▶ SHORT PROBLEM
Which lines below hold the word "with"? Copy all of them.

▶ DATASET SECTION
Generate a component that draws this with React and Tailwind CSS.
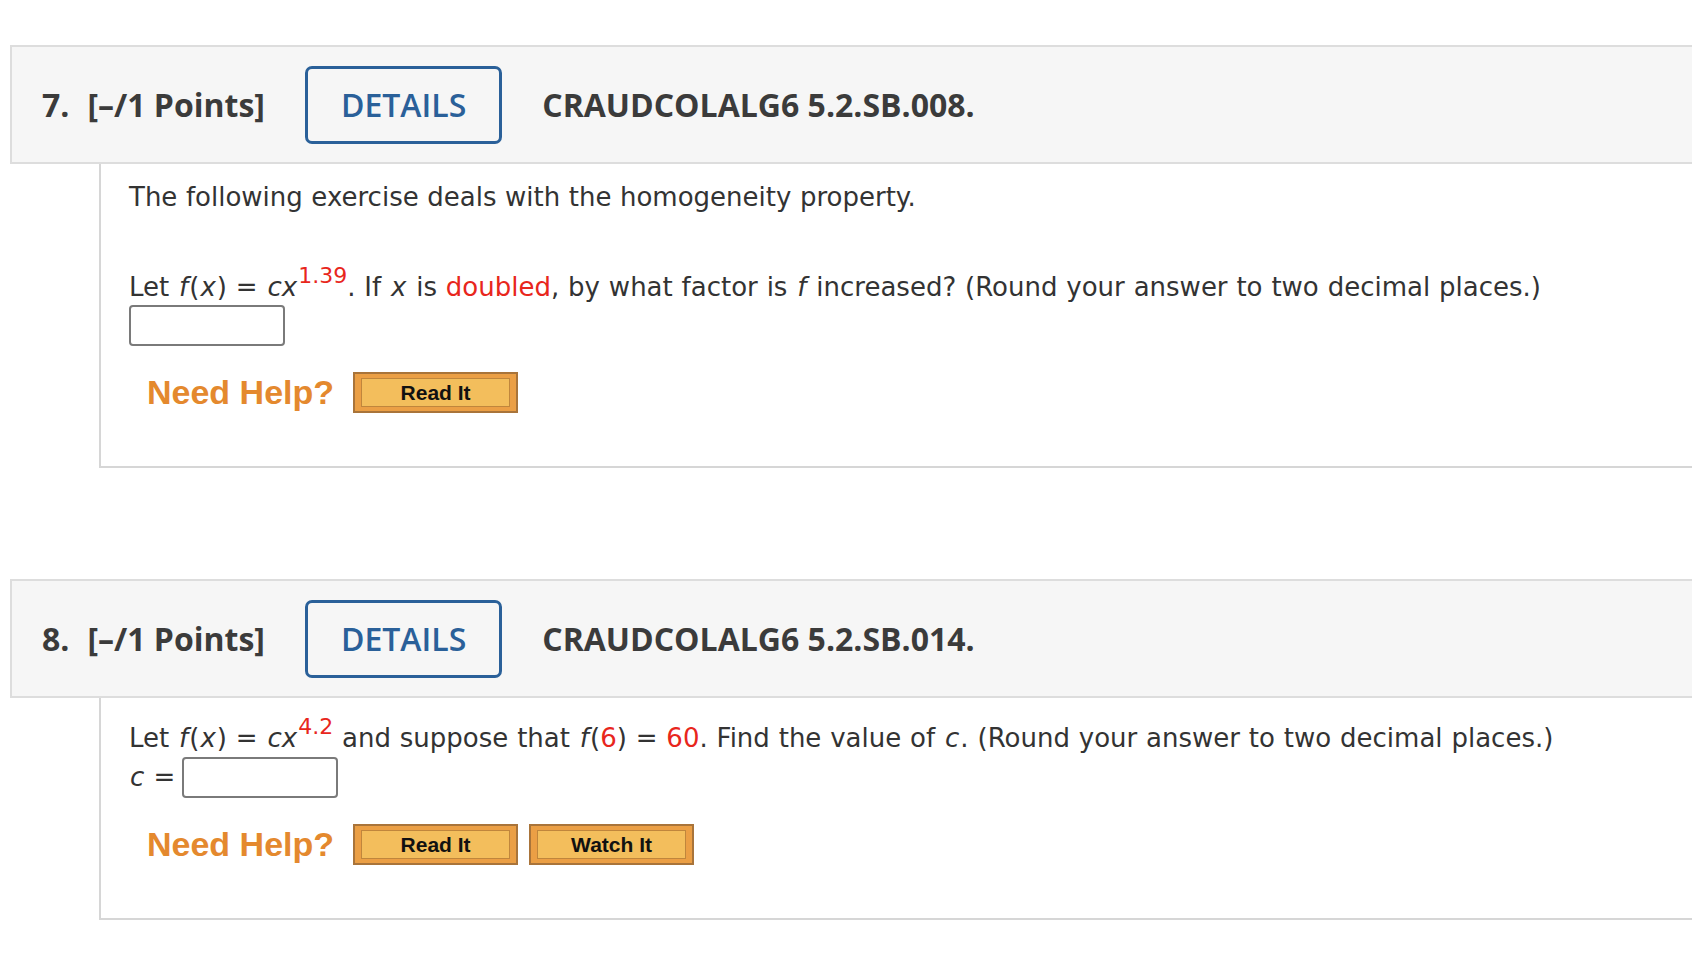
import React from "react";

const body = { fontFamily: '"DejaVu Sans", Verdana, sans-serif' };
const head = { fontFamily: '"Open Sans", "Noto Sans", sans-serif' };
const help = { fontFamily: '"Liberation Sans", Arial, sans-serif' };

// italic math variable, Verdana italics run a bit wider than DejaVu
function V({ children }) {
  return <i className="mx-[1px]">{children}</i>;
}

function Red({ children }) {
  return <span className="text-[#e8261c]">{children}</span>;
}

export default function App() {
  return (
    <div className="min-h-screen bg-white pt-[45px] pl-[10px] overflow-hidden">
      <Question num="7." code="CRAUDCOLALG6 5.2.SB.008." padTop="pt-[18px]">
        <p className="leading-[30px] [word-spacing:0.3px]">
          The following exercise deals with the homogeneity property.
        </p>
        <p className="leading-[30px] mt-[60px] [word-spacing:0.6px]">
          Let <V>f</V>(<V>x</V>) = <V>cx</V>
          <sup className="text-[22px] top-[-13px] text-[#e8261c]">1.39</sup>. If{" "}
          <V>x</V> is <Red>doubled</Red>, by what factor is <V>f</V> increased?
          (Round your answer to two decimal places.)
        </p>
        <div className="mt-[3px] w-[156px] h-[41px] border-2 border-[#7a7a7a] rounded-[4px] bg-white" />
        <HelpRow buttons={["Read It"]} />
      </Question>

      <div className="h-[111px]" />

      <Question num="8." code="CRAUDCOLALG6 5.2.SB.014." padTop="pt-[25px]">
        <p className="leading-[30px] [word-spacing:0.6px]">
          Let <V>f</V>(<V>x</V>) = <V>cx</V>
          <sup className="text-[22px] top-[-13px] text-[#e8261c]">4.2</sup> and
          suppose that <V>f</V>(<Red>6</Red>) = <Red>60</Red>. Find the value of{" "}
          <V>c</V>. (Round your answer to two decimal places.)
        </p>
        <div className="mt-[4px] flex items-center">
          <span>
            <V>c</V> =
          </span>
          <div className="ml-[7px] w-[156px] h-[41px] border-2 border-[#7a7a7a] rounded-[4px] bg-white" />
        </div>
        <HelpRow buttons={["Read It", "Watch It"]} />
      </Question>
    </div>
  );
}

/* ---------------- QUESTION BLOCK ---------------- */

function Question({ num, code, padTop, children }) {
  return (
    <div>
      <div
        style={head}
        className="h-[119px] flex items-center bg-[#f6f6f6] border-2 border-r-0 border-[#dddddd] pl-[30px] text-[32px] text-[#3b3b3b]"
      >
        <span className="font-bold">{num}</span>
        <span className="font-bold ml-[18px]">[–/1 Points]</span>
        <div className="ml-[40px] h-[78px] px-[33px] flex items-center border-[3px] border-[#2a6099] rounded-[7px] text-[#2a6099] font-semibold">
          DETAILS
        </div>
        <span className="font-bold ml-[40px]">{code}</span>
      </div>
      <div
        style={body}
        className={`ml-[89px] border-l-2 border-b-2 border-[#d6d6d6] pl-[28px] pb-[48px] text-[26px] text-[#333333] ${padTop}`}
      >
        {children}
      </div>
    </div>
  );
}

function HelpRow({ buttons }) {
  return (
    <div style={help} className="mt-[21px] flex items-center pl-[18px]">
      <span className="text-[34px] font-bold text-[#e4892e] mr-[19px]">
        Need Help?
      </span>
      <div className="flex gap-[11px]">
        {buttons.map((b) => (
          <div
            key={b}
            className="w-[165px] h-[41px] border-2 border-[#a9743a] bg-[#eb9f45] px-[6px] py-[4px]"
          >
            <div className="h-full flex items-center justify-center border border-[#c0863c] bg-[#f3be5c] text-[21px] font-bold text-[#111111]">
              {b}
            </div>
          </div>
        ))}
      </div>
    </div>
  );
}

▶ ANSWER TO THIS PROBLEM
Generate a component that draws this with React and Tailwind CSS.
          The following exercise deals with the homogeneity property.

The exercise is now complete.